3. The following pertinent part of Section 1531.02, R.C., provides: "* * * No persons shall at any time of the year take in any manner or possess any number or quantity of wild animals, except such wild animals as the Revised Code or division orders permit to be taken, hunted, killed, or had in possession, and only at such time and place, and in such manner, as the Revised Code or division orders prescribe * * *. A person doing anything prohibited or neglecting to do anything required by sections 1531.01 to 1531.26, inclusive, and 1533.01 to 1533.69, inclusive, of the Revised Code, or contrary to any division order violates this section. * * *" The following pertinent part of Section 1531.01 (A), (G), (X), provides as follows:

"As used in Section 1531.01 to 1531.26, inclusive, of the Revised Code:

(A) "Person" means individual, company, partnership, corporation, or association, or any combination of individuals, or any employee, agent or officer thereof.

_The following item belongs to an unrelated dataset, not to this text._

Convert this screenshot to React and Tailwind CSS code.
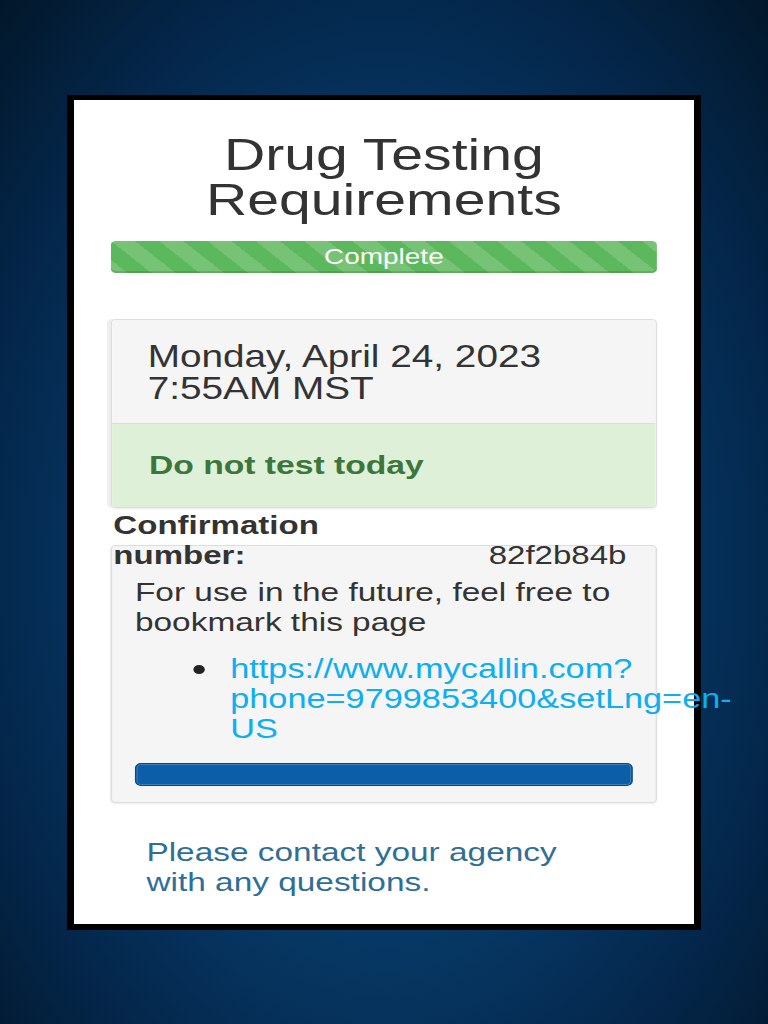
export default function App() {
  return (
    <div className="h-[1024px] w-full overflow-hidden bg-[radial-gradient(ellipse_at_50%_55%,#0a4b82_0%,#073d6c_40%,#04264a_75%,#021729_100%)] pt-[95px] font-['Liberation_Sans',Arial,sans-serif]">
      <div className="mx-auto w-[634px] bg-black px-[7px] pb-[6px] pt-[5px]">
        <div className="h-[824px] bg-white">
          {/* the reference is a stretched phone screenshot, so the content is widened */}
          <div className="w-[488px] origin-left scale-x-[1.27] pt-[32px]">
            <h1 className="text-center text-[45px] leading-[45px] text-[#333]">
              Drug Testing
              <br />
              Requirements
            </h1>

            <div className="mx-[29px] mt-[19px] h-[32px] rounded-[4px] bg-[#5cb85c] bg-[linear-gradient(45deg,rgba(255,255,255,.16)_25%,transparent_25%,transparent_50%,rgba(255,255,255,.16)_50%,rgba(255,255,255,.16)_75%,transparent_75%,transparent)] bg-[length:38px_38px] text-center text-[22px] leading-[32px] text-white shadow-[inset_0_-2px_0_rgba(0,0,0,.12)]">
              Complete
            </div>

            <div className="mx-[29px] mt-[46px] overflow-hidden rounded-[4px] border border-[#dddddd] shadow-[-3px_0_0_#eeeeee,0_1px_2px_rgba(0,0,0,.08)]">
              <div className="border-b border-[#dddddd] bg-[#f5f5f5] pb-[19px] pl-[28px] pt-[20px] text-[30.5px] leading-[32px] text-[#333]">
                Monday, April 24, 2023
                <br />
                7:55AM MST
              </div>
              <div className="bg-[#dff0d8] pb-[27px] pl-[29px] pt-[26px] text-[26.5px] font-bold leading-[30px] text-[#3c763d]">
                Do not test today
              </div>
            </div>

            <div className="relative z-10 ml-[31px] mr-[53px] mt-[2px] flex items-end justify-between text-[26px] leading-[30px] text-[#333]">
              <span className="w-[200px] font-bold">Confirmation number:</span>
              <span>82f2b84b</span>
            </div>

            <div className="-mt-[25px] mx-[29px] rounded-[4px] border border-[#dddddd] bg-[#f5f5f5] px-[18px] pb-[16px] pt-[31px] shadow-[0_1px_2px_rgba(0,0,0,.08)]">
              <p className="text-[26.3px] leading-[30px] text-[#333]">
                For use in the future, feel free to bookmark this page
              </p>
              <ul className="mt-[17px]">
                <li className="flex items-start">
                  <span className="ml-[46px] mr-[20px] mt-[11px] h-[9px] w-[9px] shrink-0 rounded-full bg-[#222]" />
                  <a className="whitespace-nowrap text-[27px] leading-[30px] text-[#0daef2]">
                    https://www.mycallin.com?
                    <br />
                    phone=9799853400&amp;setLng=en-
                    <br />
                    US
                  </a>
                </li>
              </ul>
              <div className="mt-[19px] h-[23px] rounded-[5px] border border-[#0a4683] bg-[#0c5ea8] shadow-[inset_0_0_0_1px_rgba(120,170,220,.45)]" />
            </div>

            <p className="ml-[57px] mt-[34px] w-[340px] text-[26.3px] leading-[30px] text-[#2f6f97]">
              Please contact your agency with any questions.
            </p>
          </div>
        </div>
      </div>
    </div>
  );
}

(G) "Take or taking" includes pursuing, shooting, hunting, killing, trapping, angling, fishing with a trotline, or netting any clam, mussel, crayfish, aquatic insect, fish, frog, turtle, wild bird, or wild quadruped, and any lesser act, such as wounding, or placing, setting, drawing, or using any other device for killing or capturing any such wild animal, whether it results in such killing or capturing or not. It includes every attempt to kill or capture and every act of assistance to any other person in killing or capturing, attempting to kill or capture any wild animal.

(X) "Wild Animals" includes clams or mussels, crayfish, aquatic insects, fish, frogs, turtles, wild birds, and wild quadrupeds."